Estimating Political Spectrum with Machine Learning

With the primary elections well under way, it’s looking like the political season is already starting to heat up. I don’t know about you guys, but my personal onlineĀ echo chamber facebook feed has become saturated with blogs urging me to like candidate X and hate candidate Y. Oddly enough, while I hear the mantra of liking candidate X because he’s “against the partisan system” and “fairly moderate” I hear this applied to everyone and everything; including clearly non-moderate candidates like Bernie Sanders and Donald Trump. This begs the question: what exactly defines political moderation?

On a related note, what defines the political spectrum period? It’s not a well defined problem (and probably isn’t something where consensus can be reached period). Noam Chomsky claims to be a “socialist libertarian” despite the fact that those two philosophies are, at face value, total opposites. but it is still a question in my mind. The Wikipedia page on the issue has no less than four charts espousing different theories. Take the following, for example:


In this chart we can plot any political philosophy as having a score in two dimensions- authoritarian-ness and liberalism…-ness. Anyway you can plot a point on this like you would on any XY axis.

This chart actually shows a common theme amongst political spectra (that I’ve seen anyway): the idea that, in two dimensions, the political spectra range from liberal to conservative and authoritarian to libertarian. This makes sense intuitively, but it isn’t quite comprehensive. I feel that a more empirically justified spectrum is in order.

The Plan

Essentially, anyone’s political designation is some combination of their opinions of agreement or disagreement on various issues (gun control, taxes, etc…). If we can assign a numerical value to this, it means that we can represent it as a vector. If we get multiple people’s opinions together, we can make a matrix, and if we have a matrix, we can do PCA.

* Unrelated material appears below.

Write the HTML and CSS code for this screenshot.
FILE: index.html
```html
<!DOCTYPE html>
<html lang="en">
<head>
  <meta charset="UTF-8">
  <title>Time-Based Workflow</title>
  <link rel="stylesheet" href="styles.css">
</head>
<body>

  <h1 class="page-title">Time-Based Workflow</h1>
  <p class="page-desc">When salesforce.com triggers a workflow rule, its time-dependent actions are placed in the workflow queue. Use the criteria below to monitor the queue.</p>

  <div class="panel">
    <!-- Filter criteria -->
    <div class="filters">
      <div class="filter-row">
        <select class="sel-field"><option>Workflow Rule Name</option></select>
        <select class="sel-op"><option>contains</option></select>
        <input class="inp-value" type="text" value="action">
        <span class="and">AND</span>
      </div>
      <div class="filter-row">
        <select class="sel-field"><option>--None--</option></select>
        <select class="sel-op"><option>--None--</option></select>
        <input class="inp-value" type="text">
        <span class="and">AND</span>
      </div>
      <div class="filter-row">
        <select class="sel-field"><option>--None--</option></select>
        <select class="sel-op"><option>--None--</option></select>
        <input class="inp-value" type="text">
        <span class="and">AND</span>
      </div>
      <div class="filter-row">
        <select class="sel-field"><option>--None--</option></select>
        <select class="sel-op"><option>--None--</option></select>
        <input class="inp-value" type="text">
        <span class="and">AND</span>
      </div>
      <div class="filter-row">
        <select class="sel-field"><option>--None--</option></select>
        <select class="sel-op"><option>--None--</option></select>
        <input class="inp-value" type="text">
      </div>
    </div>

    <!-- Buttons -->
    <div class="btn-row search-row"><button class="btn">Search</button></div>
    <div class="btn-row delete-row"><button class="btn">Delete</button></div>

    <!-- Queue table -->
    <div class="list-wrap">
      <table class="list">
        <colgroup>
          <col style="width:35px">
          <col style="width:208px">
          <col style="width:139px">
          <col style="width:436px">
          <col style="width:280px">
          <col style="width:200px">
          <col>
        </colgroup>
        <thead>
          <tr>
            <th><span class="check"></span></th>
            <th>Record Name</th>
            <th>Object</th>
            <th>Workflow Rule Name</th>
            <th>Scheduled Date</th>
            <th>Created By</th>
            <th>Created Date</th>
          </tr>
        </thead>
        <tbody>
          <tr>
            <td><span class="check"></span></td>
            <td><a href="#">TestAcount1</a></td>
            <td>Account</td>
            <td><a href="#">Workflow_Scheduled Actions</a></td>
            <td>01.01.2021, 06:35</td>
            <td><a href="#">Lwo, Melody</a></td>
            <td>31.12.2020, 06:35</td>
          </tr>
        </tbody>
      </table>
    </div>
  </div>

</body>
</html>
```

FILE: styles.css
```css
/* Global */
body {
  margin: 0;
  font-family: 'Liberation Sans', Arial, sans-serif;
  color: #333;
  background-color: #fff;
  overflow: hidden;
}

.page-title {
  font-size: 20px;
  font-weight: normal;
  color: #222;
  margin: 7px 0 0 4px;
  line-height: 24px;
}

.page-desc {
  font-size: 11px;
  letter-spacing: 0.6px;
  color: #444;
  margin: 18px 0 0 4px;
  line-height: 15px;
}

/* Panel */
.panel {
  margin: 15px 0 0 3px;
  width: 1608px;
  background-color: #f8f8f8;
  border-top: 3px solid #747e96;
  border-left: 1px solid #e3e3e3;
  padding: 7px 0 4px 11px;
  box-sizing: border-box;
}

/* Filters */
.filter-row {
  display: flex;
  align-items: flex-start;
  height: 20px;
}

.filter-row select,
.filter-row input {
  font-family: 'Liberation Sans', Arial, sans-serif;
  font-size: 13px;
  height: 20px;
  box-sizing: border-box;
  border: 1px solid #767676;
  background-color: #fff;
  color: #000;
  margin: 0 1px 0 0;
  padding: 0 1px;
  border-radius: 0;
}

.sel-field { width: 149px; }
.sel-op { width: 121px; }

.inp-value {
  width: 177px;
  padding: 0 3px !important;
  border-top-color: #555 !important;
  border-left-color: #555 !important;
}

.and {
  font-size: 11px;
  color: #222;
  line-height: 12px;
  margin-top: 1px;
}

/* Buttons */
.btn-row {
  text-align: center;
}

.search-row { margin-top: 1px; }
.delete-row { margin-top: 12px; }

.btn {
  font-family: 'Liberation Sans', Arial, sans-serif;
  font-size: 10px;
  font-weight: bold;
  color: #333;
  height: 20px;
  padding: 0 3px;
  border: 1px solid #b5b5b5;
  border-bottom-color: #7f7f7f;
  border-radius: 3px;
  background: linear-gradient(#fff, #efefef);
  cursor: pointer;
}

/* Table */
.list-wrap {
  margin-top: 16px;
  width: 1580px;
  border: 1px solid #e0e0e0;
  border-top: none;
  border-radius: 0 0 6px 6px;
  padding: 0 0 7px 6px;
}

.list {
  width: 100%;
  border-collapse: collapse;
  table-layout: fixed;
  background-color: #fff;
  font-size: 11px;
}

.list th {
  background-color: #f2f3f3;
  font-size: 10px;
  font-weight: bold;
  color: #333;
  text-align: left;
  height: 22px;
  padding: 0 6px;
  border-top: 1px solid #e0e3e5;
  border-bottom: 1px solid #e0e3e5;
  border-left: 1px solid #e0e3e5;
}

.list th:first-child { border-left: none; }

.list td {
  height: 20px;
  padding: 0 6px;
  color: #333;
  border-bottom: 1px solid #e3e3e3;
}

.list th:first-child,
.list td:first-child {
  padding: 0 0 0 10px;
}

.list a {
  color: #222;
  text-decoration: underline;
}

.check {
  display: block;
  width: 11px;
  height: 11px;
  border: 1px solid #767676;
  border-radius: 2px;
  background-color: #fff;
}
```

PCA (principal component analysis) is a way of reducing data to fewer dimensions. Essentially, it takes multidimensional data points and reduces the dimensionality from m dimensions to n dimensions, and it chooses the dimensions that best preserve the information given. Long story short, if I have data points in 300 dimensions, I can use PCA to find the best one or two dimensions that represent the data. It doesn’t have to be any of the original dimensions though. PCA can just find dimensions that it likes!

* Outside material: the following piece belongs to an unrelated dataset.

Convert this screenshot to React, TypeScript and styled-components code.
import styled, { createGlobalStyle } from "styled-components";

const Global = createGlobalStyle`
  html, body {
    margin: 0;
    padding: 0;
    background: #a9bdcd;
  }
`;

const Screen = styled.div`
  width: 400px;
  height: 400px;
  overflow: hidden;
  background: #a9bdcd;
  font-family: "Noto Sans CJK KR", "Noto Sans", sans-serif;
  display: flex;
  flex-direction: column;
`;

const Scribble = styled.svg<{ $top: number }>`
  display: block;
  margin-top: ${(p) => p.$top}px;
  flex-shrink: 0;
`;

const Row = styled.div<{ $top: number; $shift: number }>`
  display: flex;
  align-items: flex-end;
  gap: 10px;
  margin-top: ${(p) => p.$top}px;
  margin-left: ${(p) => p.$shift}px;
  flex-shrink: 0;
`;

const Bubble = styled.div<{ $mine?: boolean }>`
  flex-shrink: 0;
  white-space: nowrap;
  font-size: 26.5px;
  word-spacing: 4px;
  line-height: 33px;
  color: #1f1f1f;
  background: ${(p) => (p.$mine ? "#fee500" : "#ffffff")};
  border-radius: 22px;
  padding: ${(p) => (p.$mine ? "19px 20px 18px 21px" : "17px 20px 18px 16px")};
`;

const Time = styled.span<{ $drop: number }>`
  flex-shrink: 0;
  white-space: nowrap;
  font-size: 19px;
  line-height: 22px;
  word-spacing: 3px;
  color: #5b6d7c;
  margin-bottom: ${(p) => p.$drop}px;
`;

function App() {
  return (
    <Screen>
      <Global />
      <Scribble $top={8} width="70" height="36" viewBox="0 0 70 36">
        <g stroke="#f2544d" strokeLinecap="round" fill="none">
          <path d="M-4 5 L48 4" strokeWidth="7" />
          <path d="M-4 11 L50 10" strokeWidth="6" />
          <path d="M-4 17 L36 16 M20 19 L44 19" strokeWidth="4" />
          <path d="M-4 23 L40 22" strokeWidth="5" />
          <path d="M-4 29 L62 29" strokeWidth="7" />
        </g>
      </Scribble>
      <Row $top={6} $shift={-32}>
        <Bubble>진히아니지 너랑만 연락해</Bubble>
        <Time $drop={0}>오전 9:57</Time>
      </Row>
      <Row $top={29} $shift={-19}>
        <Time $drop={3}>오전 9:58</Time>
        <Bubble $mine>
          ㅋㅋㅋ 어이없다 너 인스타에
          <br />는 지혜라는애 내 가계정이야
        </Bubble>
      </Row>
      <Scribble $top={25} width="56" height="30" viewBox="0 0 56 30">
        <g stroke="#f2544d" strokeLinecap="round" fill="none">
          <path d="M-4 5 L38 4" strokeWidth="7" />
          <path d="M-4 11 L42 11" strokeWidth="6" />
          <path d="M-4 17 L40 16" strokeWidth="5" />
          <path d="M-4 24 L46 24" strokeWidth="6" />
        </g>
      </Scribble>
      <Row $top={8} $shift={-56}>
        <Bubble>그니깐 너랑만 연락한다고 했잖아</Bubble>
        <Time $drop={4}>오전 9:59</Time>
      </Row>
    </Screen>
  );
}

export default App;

There are already websites that gives us all us presidential candidates positions on a set number of issues (abortion, gun control, etc) all ranked from “strongly disagree” to “strongly agree.” I took this data and vectorized it (-2 for “strongly disagree”, 2 for “strongly agree,” etc…). With this, I can do PCA. The website I’m using to get my data is here.

Also, for this experiment, I’m using the following not-too comprehensive list of candidates. I realize that a lot have dropped out by now, but more data is always better…

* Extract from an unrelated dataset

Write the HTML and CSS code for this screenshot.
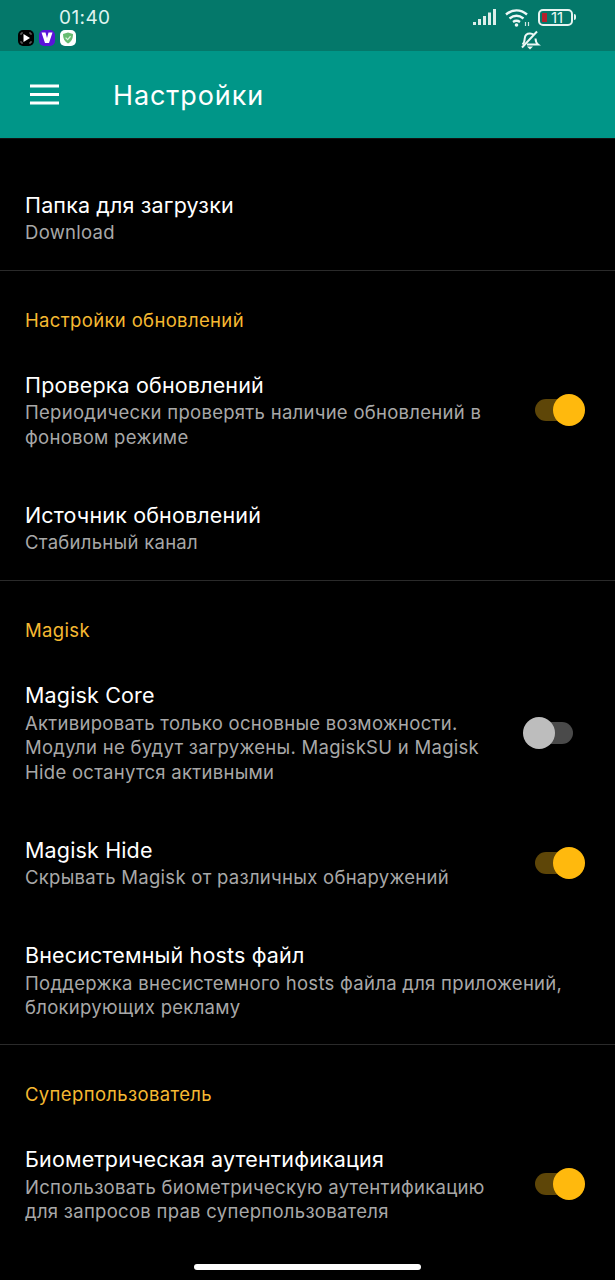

  • Donald “make American’s hair great again” Trump
  • Christ Christie
  • Hillary Clinton
  • Jebcito Bush: la tercera parte
  • Mike Huckabee
  • Rand Paul
  • Rick Santorum
  • Ernie “cutting the B.S.” Anders
  • Ted Cruz
  • Marco Rubio

For political issues, I was able to find all candidates issues on the following:

  • abortion
  • same sex marriage
  • affirmative action
  • presence of God in the public sphere
  • limiting EPA restrictions
  • easing voter registration
  • strict punishment for crime
  • second amendment rights
  • expansion of Obamacare
  • school voucher promotion
  • prioritization of green energy
  • marijuana as a gateway drug
  • support of the 2008 stimulus
  • higher taxes on the wealthy
  • path to citizenship for illegal immigrants
  • privatization of social security
  • promotion of free trade
  • expansion of the military
  • belief in American exceptionalism
  • aversion to foreign conflicts

The Results

To start off simply, we take the data and reduce it to one dimension. This, in principle, should place all the candidates on a single line. The results are as follows:

pca1.pngInterestingly enough it seems like this almost perfectly matches the popular notion of the “liberal-conservative” spectrum with more conservative candidates, such as Santorum and Cruz, on one end and more liberal ones, like Clinton and Sanders, on the other. Note, however, that more conservative values were given lower values, and liberal ones were given higher ones. Because of this, the “right wing” is on the left, and vice versa.

The real surprises, however, come with a reduction to two dimensions. pca2.png

As before, we see conservative/liberal appear along the horizontal axis. The vertical one is a bit more perplexing. The fact that Rand Paul appears so distant from the others hints that the y axis may be authoritarian/libertarian (he certainly isn’t shy about how much he values personal freedom). If this was the case, it would make our spectrum the same as other graphs (which also have liberal/conservative and authoritarian/libertarian dimensions). It’s very possible that this representation doesn’t correspond to anything easily intuitive.

Whatever the interpretation may be, we can still gauge candidates against one another. We can measure the distance between candidates like we would measure the distance between any two points. Although in what way the two points are close or far from each other isn’t entirely clear, it still provides a way to measure who thinks like who in this election.